--- start of Data extract ---

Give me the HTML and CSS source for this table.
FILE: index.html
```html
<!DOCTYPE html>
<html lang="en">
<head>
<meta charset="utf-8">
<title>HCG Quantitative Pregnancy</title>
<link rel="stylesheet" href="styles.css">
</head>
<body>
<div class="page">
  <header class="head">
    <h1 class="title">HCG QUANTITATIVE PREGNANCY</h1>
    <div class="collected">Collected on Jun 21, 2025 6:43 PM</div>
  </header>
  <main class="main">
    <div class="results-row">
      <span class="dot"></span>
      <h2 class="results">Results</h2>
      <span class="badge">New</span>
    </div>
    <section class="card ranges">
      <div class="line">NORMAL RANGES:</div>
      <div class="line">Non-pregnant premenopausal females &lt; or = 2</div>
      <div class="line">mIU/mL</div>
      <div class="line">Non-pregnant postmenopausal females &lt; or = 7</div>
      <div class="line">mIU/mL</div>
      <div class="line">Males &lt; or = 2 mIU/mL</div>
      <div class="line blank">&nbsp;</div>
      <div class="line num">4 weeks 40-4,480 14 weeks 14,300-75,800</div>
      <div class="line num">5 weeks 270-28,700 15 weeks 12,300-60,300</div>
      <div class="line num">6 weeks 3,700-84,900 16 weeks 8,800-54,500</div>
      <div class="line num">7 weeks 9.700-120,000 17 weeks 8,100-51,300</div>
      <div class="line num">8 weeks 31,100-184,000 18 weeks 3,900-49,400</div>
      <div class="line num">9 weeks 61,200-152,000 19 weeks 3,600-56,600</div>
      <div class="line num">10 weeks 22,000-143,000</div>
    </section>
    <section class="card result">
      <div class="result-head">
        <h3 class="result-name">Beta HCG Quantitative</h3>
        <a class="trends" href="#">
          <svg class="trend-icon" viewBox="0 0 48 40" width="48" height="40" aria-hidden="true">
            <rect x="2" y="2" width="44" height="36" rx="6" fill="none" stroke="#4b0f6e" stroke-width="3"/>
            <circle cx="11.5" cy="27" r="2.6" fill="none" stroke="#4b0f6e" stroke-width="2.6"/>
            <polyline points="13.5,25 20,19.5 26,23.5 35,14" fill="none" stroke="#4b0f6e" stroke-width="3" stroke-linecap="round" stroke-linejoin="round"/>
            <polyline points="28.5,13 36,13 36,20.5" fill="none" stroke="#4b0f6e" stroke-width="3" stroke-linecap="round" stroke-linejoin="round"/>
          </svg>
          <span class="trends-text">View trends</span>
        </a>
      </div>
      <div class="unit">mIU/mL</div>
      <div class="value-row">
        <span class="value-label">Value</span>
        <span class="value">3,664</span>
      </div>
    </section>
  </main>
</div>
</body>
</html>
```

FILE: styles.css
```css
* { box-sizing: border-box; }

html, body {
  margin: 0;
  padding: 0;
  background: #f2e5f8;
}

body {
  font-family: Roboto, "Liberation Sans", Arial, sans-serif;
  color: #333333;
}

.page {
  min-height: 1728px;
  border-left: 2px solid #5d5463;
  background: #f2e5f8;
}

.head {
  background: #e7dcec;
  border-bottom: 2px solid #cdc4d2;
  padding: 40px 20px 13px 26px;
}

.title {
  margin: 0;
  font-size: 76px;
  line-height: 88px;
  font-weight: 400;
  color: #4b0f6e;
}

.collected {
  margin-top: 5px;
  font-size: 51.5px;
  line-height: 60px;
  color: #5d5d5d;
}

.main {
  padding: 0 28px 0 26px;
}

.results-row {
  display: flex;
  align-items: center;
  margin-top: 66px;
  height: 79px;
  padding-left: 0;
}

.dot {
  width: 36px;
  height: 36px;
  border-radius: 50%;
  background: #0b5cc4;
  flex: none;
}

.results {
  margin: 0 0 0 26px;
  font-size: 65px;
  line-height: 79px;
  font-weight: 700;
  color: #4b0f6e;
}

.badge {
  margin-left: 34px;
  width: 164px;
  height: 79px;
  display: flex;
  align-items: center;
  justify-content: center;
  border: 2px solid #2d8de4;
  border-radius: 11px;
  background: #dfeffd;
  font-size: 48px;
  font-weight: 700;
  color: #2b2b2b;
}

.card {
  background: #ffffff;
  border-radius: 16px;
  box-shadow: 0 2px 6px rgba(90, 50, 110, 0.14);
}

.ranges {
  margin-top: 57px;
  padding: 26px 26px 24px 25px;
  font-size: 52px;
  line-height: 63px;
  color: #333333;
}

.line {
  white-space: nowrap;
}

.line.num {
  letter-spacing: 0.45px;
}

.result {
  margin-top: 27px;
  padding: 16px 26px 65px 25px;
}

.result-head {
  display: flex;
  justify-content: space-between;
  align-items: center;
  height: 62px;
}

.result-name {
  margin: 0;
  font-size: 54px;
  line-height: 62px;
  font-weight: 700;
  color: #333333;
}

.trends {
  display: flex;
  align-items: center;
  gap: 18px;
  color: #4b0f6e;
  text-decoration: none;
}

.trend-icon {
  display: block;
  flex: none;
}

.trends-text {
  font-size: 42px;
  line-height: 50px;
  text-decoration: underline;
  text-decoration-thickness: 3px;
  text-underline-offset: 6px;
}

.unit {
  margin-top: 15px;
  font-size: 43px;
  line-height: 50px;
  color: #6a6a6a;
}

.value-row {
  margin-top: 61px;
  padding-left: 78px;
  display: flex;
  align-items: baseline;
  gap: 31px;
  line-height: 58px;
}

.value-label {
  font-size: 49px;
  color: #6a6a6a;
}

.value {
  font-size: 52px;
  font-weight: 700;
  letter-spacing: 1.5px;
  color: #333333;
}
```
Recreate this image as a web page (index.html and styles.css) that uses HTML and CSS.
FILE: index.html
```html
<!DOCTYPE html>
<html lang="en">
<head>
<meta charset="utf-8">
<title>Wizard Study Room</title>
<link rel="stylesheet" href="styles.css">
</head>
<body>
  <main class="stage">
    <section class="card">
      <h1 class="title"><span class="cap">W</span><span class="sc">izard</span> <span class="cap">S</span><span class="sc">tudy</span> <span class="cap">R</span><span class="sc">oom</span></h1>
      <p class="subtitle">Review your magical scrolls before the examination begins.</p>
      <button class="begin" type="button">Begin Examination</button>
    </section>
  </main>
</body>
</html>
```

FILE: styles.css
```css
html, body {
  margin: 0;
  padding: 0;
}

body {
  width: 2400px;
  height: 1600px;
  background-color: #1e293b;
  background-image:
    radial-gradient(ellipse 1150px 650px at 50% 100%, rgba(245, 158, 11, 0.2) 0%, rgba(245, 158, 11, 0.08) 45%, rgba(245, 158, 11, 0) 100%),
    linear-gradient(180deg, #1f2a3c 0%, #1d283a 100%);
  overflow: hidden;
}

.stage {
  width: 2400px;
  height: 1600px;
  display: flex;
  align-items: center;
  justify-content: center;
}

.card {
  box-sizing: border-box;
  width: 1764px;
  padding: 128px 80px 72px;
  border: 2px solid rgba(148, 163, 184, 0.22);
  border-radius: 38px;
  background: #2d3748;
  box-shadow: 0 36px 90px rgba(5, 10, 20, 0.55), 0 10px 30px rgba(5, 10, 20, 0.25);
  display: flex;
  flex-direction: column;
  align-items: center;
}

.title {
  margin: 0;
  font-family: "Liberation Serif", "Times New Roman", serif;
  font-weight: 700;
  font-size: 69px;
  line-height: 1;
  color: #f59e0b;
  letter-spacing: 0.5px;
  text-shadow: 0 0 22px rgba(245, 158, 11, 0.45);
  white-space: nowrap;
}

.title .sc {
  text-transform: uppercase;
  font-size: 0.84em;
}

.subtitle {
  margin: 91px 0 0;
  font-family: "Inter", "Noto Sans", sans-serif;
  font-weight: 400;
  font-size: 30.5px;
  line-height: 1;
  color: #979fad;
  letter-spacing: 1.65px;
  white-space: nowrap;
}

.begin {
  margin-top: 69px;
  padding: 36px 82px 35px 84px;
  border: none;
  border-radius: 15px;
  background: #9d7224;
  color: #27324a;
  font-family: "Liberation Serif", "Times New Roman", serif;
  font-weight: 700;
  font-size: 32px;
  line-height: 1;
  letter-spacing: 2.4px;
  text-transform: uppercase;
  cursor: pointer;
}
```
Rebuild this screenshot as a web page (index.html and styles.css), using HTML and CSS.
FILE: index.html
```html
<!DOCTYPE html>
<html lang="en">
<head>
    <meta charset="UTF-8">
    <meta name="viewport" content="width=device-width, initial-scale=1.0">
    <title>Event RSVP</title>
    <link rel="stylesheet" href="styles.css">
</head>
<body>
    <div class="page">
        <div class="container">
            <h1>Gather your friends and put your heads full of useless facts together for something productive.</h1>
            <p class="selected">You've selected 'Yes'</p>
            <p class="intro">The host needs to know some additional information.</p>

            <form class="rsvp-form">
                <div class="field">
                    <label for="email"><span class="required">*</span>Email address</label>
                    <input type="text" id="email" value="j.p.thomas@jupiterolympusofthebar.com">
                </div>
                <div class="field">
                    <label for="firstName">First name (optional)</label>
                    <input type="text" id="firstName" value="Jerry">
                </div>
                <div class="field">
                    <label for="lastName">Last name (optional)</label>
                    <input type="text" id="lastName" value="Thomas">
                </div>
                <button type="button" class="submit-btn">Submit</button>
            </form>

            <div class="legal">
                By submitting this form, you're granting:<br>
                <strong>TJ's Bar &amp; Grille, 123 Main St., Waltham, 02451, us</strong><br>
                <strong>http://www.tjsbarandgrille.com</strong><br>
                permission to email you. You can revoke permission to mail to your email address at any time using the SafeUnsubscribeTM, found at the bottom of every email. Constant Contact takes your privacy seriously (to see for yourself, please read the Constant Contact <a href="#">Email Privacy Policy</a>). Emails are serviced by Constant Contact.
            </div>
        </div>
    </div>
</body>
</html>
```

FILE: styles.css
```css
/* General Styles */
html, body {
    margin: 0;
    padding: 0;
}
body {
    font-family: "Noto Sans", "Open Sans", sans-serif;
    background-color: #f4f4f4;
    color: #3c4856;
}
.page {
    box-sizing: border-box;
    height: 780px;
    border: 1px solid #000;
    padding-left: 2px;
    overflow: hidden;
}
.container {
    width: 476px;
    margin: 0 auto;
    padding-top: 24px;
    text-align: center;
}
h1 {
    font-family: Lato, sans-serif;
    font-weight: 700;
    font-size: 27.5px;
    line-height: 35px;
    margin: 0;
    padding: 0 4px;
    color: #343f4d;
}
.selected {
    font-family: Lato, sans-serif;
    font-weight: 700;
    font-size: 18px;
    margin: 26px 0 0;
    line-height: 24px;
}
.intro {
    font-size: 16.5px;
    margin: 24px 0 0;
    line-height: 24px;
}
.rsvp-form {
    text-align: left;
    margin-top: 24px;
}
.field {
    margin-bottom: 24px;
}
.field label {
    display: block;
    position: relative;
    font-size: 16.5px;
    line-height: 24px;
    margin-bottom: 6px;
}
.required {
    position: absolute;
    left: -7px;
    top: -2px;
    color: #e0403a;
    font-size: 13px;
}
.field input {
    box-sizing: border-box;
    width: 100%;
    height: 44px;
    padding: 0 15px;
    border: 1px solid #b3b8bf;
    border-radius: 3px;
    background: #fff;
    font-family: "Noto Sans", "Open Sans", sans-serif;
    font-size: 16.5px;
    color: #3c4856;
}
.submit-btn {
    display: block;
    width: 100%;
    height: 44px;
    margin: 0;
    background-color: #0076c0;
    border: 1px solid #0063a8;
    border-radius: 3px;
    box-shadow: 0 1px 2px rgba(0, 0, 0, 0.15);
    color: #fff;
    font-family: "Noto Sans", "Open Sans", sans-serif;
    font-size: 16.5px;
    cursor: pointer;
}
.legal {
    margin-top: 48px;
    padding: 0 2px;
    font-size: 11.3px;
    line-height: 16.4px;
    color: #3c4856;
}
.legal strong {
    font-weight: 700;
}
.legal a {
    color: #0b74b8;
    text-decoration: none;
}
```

--- end of Data extract ---

• [Stated problem]
Copy each line of the data that contains the word "page".

• [Task result]
<div class="page">
.page {
Recreate this image as a web page (index.html and styles.css) that uses HTML and CSS.
Rebuild this screenshot as a web page (index.html and styles.css), using HTML and CSS.
    <div class="page">
.page {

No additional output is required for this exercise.